SALT LAKE CITY — The worst-case scenarios are all dire.
Either the environment could be horribly ruined and water supplies tainted, or the oil and gas industry might be completely chased off federal lands if the federal government is too lax — or too stringent — when it comes regulating hydraulic fracturing of oil and gas wells.
Utah's environmental watchdogs, conservative politicians and independent oil and gas producers are all panning the Bureau of Land Management's proposed regulations of hydraulic fracturing.
Of course, they hate it for different reasons.
For environmental groups and conservation organizations, the BLM's proposed rule falls short.
“The public should be excited that a federal agency like the BLM is finally taking on the issue in a proactive way,” said Tim Wagner, public lands representative for the Sierra Club’s Our Wild America Campaign. ”Unfortunately, it appears that the BLM is catering more to industry rather than putting in place some sorely needed restrictions to protect the public, our water and our wild places.”
The deadline to make comment on the proposed rule ends Friday, and groups from all corners are taking the opportunity to publicly weigh in.
"We disagree with the philosophy of the rule in the first place because states have been enormously successful in regulating oil and gas production on federal lands," said Julia Bell, spokeswoman with the Independent Petroleum Association of America. "They know the geography and conditions of their own states, while the federal government doesn't have the expertise or the resources to do this."
For conservative politicians and the oil and gas industry, the new rule would be costly and unnecessary given oversight that is already in place.
Earlier this week, Wyoming's congressional delegation wrote Interior Secretary Sally Jewell asking that Wyoming, Utah and other states that have their own hydraulic fracturing rules in place be exempt from any final rule the federal government adopts.
Last fall, Utah adopted its own set of regulations requiring companies to report the amount and type of chemicals they use at www.fracfocus.org when they hydraulically fracture any Utah oil or gas well.
FracFocus is managed by the Ground Water Protection Council and Interstate Oil and Gas Compact Commission, with funding from the U.S. Department of Energy. Wyoming, Colorado, Louisiana, Montana, North Dakota, Oklahoma, Pennsylvania and Texas all use the website as a means of meeting a state disclosure requirement.

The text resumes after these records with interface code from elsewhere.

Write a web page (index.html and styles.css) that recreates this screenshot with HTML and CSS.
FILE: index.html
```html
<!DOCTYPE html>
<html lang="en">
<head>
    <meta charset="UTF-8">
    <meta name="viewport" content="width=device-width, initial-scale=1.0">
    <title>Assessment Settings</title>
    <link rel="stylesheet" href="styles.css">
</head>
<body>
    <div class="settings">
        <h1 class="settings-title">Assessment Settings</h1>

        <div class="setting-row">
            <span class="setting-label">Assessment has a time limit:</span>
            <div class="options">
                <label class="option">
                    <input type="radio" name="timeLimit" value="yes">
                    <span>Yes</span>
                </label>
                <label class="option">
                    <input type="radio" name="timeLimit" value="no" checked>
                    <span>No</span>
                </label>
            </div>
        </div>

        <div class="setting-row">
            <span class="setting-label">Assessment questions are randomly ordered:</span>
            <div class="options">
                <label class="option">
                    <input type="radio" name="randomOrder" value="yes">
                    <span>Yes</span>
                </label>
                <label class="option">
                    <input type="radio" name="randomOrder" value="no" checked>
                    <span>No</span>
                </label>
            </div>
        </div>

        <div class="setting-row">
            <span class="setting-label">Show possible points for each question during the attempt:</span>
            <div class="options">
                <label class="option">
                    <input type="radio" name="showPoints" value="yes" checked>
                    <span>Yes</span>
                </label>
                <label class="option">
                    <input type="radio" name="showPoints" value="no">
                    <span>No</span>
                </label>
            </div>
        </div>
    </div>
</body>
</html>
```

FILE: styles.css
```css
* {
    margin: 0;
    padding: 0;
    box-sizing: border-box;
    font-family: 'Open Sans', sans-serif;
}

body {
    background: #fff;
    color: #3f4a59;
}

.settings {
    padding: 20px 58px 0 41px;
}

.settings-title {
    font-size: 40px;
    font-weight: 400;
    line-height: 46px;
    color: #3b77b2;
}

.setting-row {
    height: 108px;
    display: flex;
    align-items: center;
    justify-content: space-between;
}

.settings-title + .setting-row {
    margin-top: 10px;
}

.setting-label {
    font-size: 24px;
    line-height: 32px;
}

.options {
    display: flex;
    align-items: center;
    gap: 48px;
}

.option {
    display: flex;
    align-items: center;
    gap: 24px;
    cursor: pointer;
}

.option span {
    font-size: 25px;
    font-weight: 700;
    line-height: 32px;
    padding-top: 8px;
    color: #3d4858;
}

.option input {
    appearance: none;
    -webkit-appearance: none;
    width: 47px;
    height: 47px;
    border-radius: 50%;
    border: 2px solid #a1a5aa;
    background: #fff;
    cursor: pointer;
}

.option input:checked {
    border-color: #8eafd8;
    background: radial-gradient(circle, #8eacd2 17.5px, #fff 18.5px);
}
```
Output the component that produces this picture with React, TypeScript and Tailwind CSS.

Last year, when the early version of the draft rule was released, Utah Gov. Gary Herbert and the state's congressional delegation all said any federal regulatory oversight would duplicate what is already happening on the ground.
Herbert, in particular, called it a "political solution in search of a nonexistent problem" and added that there is "positively no need," for the federal government to insert itself in the process.
Hydraulic fracturing is not new. The first well was fractured back in 1947, and by 2012, more than a million wells had been fractured in the United States alone. The process involves the high-pressure injection of water and chemicals into existing underground fractures, which opens up larger pathways from which to tap the oil and gas. It is commonly used in directional drilling.
While credited with stimulating domestic oil and gas production, the process over the past several years has drawn the ire of conservation groups and environmentalists who allege groundwater contamination and other environmental degradation results.
Dr. Brian Moench, president of Utah Physicians for a Healthy Environment, said there are too many unknowns that rest with the practice.
"Despite industry claims, no one can safely predict the long-term effects of pumping hundreds of millions of gallons (of) chemicals and contaminated water into the ground and where those chemicals may end up," Moench said.
The BLM said approximately 90 percent of wells drilled on federal and Native American lands use hydraulic fracturing, but the agency's current regulations governing hydraulic fracturing operations have not been updated since 1983 and don't reflect modern activities.